In December 2019, the town board approved a law that laid the groundwork for industrial-scale solar facilities, which will be the first permitted industrial-level use in the town.

The law oversees the fundamental aspects of the development of industrial solar facilities, with sections regulating the application process, special-use permits, design standards, security, and decommissioning. 

One company, TJA Clean Energy, had already submitted a letter of intent to the town of Berne, hoping to build a five-megawatt solar farm at 57 Canaday Hill Road, across the street from the Berne firehouse, not far from the Berne-Knox-Westerlo schools on Helderberg Trail.

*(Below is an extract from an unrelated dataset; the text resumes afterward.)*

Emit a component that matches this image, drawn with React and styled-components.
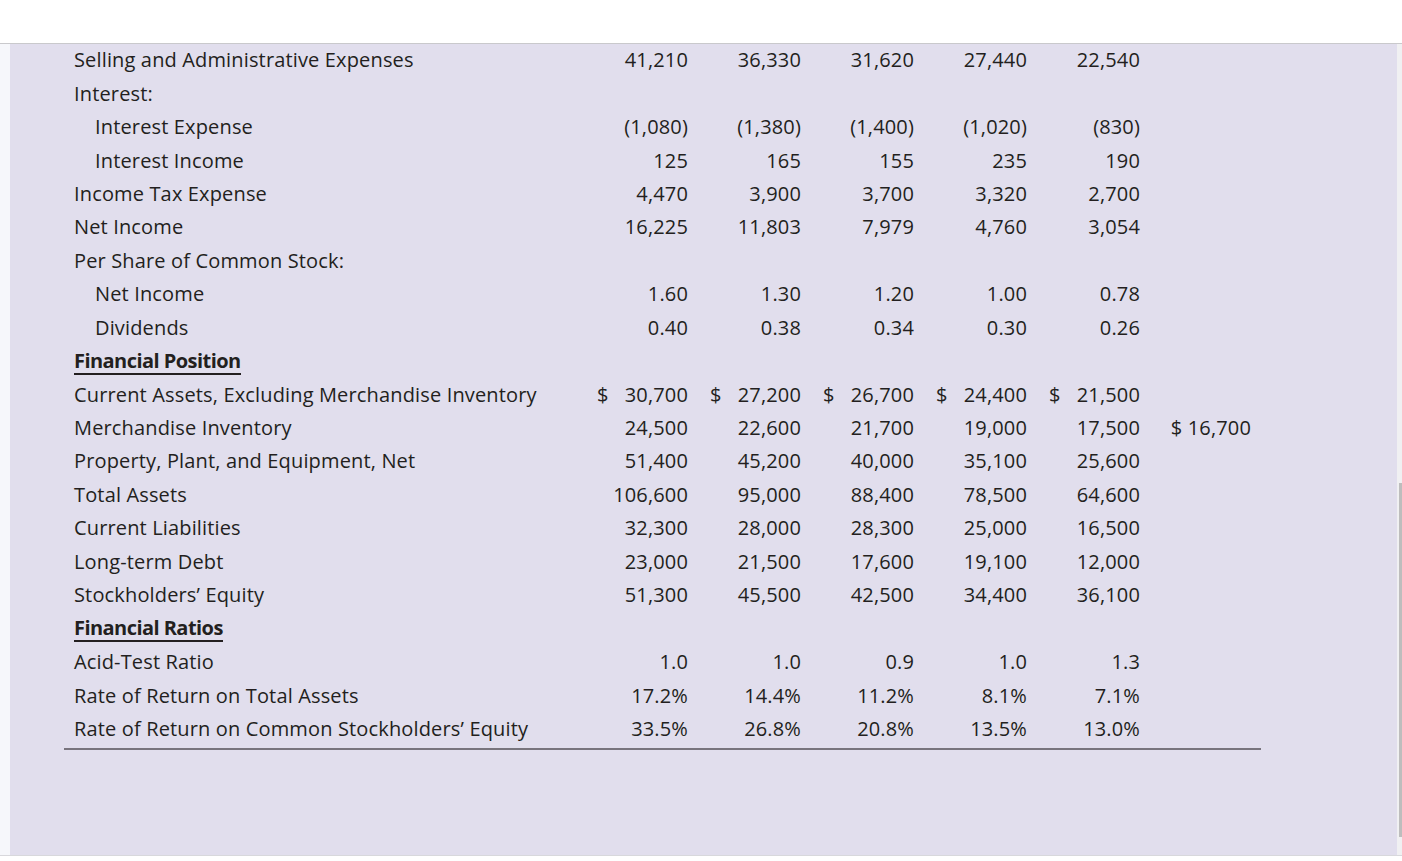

But with the passage of the new law, TJA told The Enterprise in January that its hope of proposing a solar farm that spanned 25 acres had been complicated by the new law. The law states that solar facilities in Berne can be no larger than 10 acres. 

However, TJA had yet to officially submit plans to the planning board and did not say when that might happen. 

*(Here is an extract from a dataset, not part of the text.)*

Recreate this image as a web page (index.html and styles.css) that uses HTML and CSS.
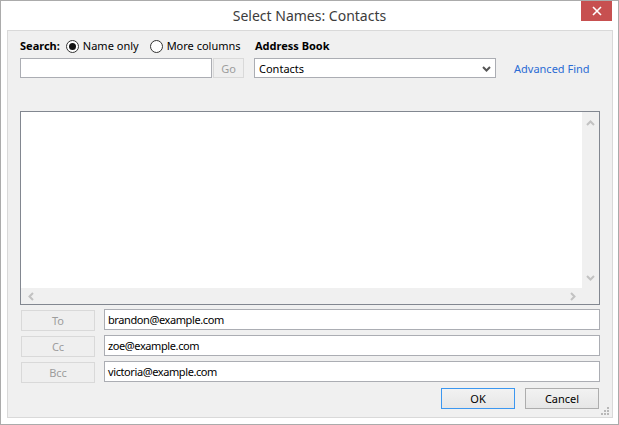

Knox hosted the first meeting on solar energy policy in Albany County back in 2014, and, in 2016, it was the first Hilltown to receive a proposal for a two-megawatt commercial-scale solar array — which it approved

The town amended its zoning in 2017 to include definitions and use regulations for small- and large-scale solar

Solar companies were sending letters to large landowners in the Hilltowns in February 2016, telling them they could fetch $1,500 per acre per year for a lease of 20 acres.

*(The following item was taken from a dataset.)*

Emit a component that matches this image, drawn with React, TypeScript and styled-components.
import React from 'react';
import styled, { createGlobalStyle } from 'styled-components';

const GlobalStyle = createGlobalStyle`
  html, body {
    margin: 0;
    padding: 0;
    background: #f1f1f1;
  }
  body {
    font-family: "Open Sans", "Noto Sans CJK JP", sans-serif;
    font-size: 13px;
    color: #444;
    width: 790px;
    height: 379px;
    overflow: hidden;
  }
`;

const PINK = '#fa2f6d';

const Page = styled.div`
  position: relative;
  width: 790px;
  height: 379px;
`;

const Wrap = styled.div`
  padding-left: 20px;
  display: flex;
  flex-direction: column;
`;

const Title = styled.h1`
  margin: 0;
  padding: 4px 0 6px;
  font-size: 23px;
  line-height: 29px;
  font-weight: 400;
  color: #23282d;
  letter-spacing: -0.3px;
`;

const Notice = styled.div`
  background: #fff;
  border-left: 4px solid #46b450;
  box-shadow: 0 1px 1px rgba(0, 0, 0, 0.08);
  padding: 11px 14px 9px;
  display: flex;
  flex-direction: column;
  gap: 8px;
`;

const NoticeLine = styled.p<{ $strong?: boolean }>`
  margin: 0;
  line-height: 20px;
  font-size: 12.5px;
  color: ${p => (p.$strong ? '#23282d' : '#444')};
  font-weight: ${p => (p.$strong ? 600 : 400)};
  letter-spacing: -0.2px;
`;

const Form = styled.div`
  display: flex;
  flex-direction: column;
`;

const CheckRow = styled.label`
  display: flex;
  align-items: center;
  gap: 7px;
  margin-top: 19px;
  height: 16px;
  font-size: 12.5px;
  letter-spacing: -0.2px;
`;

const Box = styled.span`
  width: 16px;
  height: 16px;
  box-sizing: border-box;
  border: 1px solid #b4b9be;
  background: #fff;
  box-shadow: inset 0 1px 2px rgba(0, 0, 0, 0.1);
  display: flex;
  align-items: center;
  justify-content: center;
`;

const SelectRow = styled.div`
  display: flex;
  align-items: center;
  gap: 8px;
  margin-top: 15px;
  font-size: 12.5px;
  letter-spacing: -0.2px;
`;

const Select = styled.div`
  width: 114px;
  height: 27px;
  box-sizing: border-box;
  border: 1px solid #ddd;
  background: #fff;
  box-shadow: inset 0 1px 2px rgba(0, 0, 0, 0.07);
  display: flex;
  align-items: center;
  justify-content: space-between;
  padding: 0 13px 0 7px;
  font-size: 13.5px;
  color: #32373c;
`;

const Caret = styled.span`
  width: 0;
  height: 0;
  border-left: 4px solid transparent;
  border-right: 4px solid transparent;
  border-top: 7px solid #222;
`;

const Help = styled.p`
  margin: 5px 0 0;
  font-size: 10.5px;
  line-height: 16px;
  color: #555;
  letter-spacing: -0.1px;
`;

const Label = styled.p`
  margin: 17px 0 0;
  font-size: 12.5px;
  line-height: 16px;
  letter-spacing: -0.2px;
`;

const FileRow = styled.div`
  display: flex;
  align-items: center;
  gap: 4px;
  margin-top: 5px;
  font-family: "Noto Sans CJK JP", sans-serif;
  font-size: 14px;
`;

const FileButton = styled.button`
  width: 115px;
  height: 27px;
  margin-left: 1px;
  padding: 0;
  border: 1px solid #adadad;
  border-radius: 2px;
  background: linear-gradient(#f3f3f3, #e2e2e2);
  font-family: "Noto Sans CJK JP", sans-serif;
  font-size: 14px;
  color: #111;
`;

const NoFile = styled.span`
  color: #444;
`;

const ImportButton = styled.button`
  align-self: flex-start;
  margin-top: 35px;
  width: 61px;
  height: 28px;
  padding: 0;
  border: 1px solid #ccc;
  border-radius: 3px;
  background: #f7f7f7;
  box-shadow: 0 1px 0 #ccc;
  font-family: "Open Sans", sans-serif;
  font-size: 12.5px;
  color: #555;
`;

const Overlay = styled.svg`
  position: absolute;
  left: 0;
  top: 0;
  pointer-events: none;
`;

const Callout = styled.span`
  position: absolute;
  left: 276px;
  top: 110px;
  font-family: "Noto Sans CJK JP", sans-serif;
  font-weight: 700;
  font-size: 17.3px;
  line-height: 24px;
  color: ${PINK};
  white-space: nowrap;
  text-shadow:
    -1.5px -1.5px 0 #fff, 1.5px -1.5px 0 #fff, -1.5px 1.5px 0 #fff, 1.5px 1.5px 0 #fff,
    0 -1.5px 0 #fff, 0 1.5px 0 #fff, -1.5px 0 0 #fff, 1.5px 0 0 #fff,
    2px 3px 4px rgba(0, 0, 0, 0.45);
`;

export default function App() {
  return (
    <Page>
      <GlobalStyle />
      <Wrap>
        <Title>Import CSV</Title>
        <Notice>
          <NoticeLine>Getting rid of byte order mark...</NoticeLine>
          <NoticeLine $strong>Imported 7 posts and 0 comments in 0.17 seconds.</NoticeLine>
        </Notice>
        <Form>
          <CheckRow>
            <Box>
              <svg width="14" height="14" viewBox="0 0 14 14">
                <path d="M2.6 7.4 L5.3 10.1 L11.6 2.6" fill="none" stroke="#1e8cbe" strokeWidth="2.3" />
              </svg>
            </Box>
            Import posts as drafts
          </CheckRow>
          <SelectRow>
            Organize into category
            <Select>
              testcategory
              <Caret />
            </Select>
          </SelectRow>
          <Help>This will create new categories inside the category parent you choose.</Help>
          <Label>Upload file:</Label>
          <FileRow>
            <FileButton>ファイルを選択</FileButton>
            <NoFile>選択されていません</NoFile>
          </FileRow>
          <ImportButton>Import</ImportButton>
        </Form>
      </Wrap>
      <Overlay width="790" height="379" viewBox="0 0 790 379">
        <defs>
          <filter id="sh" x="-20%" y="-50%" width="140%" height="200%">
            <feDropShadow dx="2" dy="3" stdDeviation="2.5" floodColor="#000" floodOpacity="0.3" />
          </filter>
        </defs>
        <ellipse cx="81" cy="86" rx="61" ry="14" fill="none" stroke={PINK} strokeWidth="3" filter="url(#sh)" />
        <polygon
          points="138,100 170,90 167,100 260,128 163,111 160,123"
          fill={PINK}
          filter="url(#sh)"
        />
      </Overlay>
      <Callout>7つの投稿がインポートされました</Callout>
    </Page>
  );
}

Also in 2016, a solar company that had been shut out from building a solar array in Guilderland just above the village of Altamont decided to head “for solar-friendly Knox.”

In 2017, after seven months of review, the Knox Planning Board nixed the same company’s proposal for a solar farm, describing the process of trying to obtain information from the company “like pulling teeth.”

Recently, the town has been scouting locations to install its own array.